_Do this_
Read the lines below. Copy out any that hold the string "index".

_Data shown_
^^^^

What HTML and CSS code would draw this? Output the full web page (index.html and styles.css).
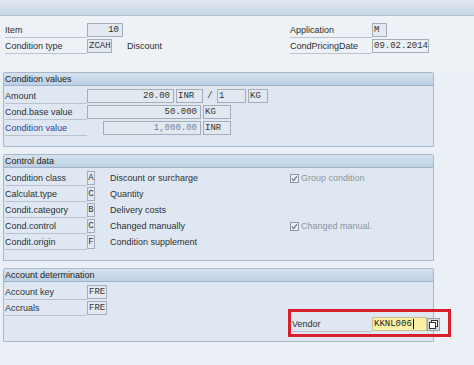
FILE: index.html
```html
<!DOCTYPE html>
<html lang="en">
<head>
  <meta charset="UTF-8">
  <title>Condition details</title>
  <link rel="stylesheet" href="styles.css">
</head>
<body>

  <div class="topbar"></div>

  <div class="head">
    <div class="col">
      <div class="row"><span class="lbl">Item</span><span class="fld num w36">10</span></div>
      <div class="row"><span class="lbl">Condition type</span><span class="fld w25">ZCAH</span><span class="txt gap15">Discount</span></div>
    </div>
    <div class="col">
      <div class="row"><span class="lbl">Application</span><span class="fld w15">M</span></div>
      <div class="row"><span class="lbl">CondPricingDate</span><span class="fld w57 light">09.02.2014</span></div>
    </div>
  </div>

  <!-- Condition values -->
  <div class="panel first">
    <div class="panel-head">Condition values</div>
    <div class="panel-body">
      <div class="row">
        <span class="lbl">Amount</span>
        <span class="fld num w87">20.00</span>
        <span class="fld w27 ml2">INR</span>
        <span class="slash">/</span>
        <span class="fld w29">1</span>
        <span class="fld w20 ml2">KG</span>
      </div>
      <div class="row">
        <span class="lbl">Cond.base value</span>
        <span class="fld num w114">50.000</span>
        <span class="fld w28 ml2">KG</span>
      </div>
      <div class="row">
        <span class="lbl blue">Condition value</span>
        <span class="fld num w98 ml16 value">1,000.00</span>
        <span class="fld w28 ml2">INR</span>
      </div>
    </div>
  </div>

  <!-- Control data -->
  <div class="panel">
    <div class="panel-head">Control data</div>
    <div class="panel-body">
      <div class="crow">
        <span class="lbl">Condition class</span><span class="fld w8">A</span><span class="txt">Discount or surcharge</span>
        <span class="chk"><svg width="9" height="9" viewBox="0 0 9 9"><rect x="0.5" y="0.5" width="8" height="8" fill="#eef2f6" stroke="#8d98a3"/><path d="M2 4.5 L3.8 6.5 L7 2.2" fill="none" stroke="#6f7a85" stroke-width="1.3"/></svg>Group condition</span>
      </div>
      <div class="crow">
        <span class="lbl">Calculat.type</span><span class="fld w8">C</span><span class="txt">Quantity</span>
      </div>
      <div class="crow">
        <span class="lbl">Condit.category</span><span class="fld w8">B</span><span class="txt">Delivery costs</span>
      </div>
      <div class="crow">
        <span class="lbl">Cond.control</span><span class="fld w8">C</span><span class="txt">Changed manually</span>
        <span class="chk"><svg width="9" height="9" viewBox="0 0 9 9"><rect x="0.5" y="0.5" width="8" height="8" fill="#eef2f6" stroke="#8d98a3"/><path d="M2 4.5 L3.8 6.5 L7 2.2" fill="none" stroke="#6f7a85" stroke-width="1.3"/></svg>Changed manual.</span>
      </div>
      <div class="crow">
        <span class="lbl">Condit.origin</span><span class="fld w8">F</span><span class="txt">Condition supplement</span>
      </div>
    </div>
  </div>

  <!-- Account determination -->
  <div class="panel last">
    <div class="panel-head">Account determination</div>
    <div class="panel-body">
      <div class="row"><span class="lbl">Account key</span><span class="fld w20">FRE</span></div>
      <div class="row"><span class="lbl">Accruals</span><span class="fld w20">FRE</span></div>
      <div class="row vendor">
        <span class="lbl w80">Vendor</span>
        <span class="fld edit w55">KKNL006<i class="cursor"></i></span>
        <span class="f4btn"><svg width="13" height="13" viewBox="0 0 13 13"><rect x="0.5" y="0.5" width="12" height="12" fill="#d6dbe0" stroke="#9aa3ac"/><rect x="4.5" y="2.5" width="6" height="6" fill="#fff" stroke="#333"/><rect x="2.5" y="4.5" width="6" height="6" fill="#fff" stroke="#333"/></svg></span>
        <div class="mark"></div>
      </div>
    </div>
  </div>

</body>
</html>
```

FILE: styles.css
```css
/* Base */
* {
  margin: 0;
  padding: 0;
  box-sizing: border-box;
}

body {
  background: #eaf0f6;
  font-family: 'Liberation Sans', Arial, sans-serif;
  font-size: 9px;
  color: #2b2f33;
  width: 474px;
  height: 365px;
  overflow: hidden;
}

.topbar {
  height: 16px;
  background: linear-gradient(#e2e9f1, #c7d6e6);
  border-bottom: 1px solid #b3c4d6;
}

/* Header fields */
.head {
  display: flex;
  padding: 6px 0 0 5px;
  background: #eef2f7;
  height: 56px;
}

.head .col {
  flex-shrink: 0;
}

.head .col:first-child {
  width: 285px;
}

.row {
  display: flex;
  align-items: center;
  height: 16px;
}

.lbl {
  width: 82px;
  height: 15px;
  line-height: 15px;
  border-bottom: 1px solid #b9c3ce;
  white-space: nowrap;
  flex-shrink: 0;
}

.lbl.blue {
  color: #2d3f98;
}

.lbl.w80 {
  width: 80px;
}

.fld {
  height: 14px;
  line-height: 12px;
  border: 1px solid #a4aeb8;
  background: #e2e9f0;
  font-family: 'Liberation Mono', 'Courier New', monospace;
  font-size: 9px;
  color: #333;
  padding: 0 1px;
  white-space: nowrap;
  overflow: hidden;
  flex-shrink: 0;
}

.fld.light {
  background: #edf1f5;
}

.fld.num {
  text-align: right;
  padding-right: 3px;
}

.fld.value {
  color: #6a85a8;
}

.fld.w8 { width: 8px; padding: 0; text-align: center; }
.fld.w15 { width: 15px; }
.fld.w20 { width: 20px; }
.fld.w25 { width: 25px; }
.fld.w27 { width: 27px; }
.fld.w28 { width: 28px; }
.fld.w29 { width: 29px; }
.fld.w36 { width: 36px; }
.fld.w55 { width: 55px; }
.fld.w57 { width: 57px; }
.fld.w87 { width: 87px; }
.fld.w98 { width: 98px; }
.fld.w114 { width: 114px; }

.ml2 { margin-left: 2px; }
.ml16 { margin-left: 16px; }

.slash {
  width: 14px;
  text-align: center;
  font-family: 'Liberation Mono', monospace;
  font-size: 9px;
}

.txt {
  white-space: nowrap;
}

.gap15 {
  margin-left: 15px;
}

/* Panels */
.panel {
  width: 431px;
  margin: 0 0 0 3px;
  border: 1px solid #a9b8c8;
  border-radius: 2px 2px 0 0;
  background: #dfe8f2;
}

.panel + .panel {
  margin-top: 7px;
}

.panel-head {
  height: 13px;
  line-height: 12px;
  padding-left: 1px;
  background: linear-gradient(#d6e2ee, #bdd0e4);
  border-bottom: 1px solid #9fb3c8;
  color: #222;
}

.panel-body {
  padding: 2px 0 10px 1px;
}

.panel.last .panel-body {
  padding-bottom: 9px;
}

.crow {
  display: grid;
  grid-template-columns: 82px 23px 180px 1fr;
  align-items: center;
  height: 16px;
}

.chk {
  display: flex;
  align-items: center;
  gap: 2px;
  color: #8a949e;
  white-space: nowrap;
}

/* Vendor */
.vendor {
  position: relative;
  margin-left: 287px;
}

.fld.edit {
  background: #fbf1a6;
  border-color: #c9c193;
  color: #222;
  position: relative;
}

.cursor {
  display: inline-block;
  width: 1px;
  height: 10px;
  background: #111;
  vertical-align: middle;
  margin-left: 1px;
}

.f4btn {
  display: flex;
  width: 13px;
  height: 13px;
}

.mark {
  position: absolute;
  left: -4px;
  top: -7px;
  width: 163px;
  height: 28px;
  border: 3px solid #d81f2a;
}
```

^^^^

_The reply_
What HTML and CSS code would draw this? Output the full web page (index.html and styles.css).
FILE: index.html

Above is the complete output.